Don't forget these are actually strict mathematical concepts. Hope this helps clarify :)
I think the issue people have with these names is that their English meanings (as you described) make sense when the positive class is not as prevalent as the negative class. If they are equally probable (or worse, if it's the opposite), then the English meanings quickly become out-of-context
"Abelian" is at least a fresh new concept to hang your own associations off of, with no previous interference, and without interference from the similarly-named "Adelian" groups or something equally stupid.

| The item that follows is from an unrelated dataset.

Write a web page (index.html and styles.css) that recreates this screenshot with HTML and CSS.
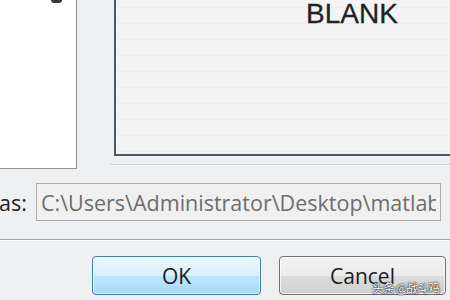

The problem isn't just that the term is something you've never heard before, but that "I" and "II" is not a very good concept to try to hang them off of. This is relevant to software engineering naming too: In general, you should not use naming schemes that imply properties that don't actually exist in your values. I and II have all sorts of properties that don't apply to the terms in question, most noticeably, they have an order. But, which is "first", false positives or false negatives? They don't have a natural order. Using numbers to name them just gets in the way.
(Especially when there are perfectly serviceable words.)
Math jargon isn't perfect by any means. But it does at least avoid naming things by sheer numbers most of the time, unless there isn't really a choice because it needs a few hundred names right now.
(Similarly, pop quiz: In Kahneman's classification scheme, is System 1 the fast or the slow system? Odds are, even if you get that right, it's because the book title "Thinking, Fast and Slow" is something that stuck and it happen to be in order. It probably wasn't because you remember them by number.)
> Imagine mathematicians calling commutative groups abelian? How do you remember if xy=yx there?
Actually, even if you ignore jerf's response, this is different in an important way from the "Type I" / "Type II" terminology.
Group in which the group operation is commutative: "Abelian group".
Group with no guarantees except the group axioms: "group".
The special one is marked and the non-special one is unmarked. In contrast, the designations "Type I" and "Type II" are parallel; it's not at all obvious which one is the default and which one deviates from the default.
Maybe I can help you with that ... the mnemonic I developed is:
Type I error, with probability often denoted by α (alpha) which is the first (I) letter of the alpha bet. AL-PH-A stands for al ALlegedly PHalse Alarm. Or just fALse-Positive-HA!
(yes, it's stupid, and weird, but has been helping me remember it for nearly three decades now).
As another commenter noted, the story of the Boy Who Cried Wolf is an easy mnemonic -- the villagers committed a series of Type I errors, and then a Type II error.
They are certainly better than Type I and Type II, but it is still a potentially ambiguous (at least as a non-native speaker). What makes a "false positive" false? Is it called a false positive because it is actually a negative, or is it called a false positive because it is a positive for which you made the error of calling it negative?
That much is fine -- it's ambiguous if you don't know the general idea in the first place -- it's true of most things. The problem with type 1/2 is that it's so utterly devoid of memory hooks that even if you recognize it, and know the idea, you can't confidently identify which is which.
> or is it called a false positive because it is a positive for which you made the error of calling it negative?
Not to pick on the non-nativeness of the problem here, but that's not really a way you can use "false". I'd be a lot more comfortable calling an underlying positive that tested negative an "unidentified positive" or a "misdiagnosed positive" [this one really is ambiguous in exactly the way you suggest] or anything else that suggested that the positive was there and an error occurred in noticing it, as opposed to suggesting that the positive wasn't there in the first place.
So, it's a fair complaint for non-native speakers, but you just can't choose all your terminology to meet their needs. :/
> If a Type I error is a false positive, a Type II error is a false negative, and a Type III error is getting the right answer to the wrong question, is a Type IV error GIVING IMPORTANT CONCEPTS NUMBERS INSTEAD OF NAMES FOR NO GODDAMN REASON AND CONFUSING GENERATIONS OF STUDENTS
Also, I find the Confusion Matrix[2] to be a helpful reference, especially the multi-colored table with formulae for each condition.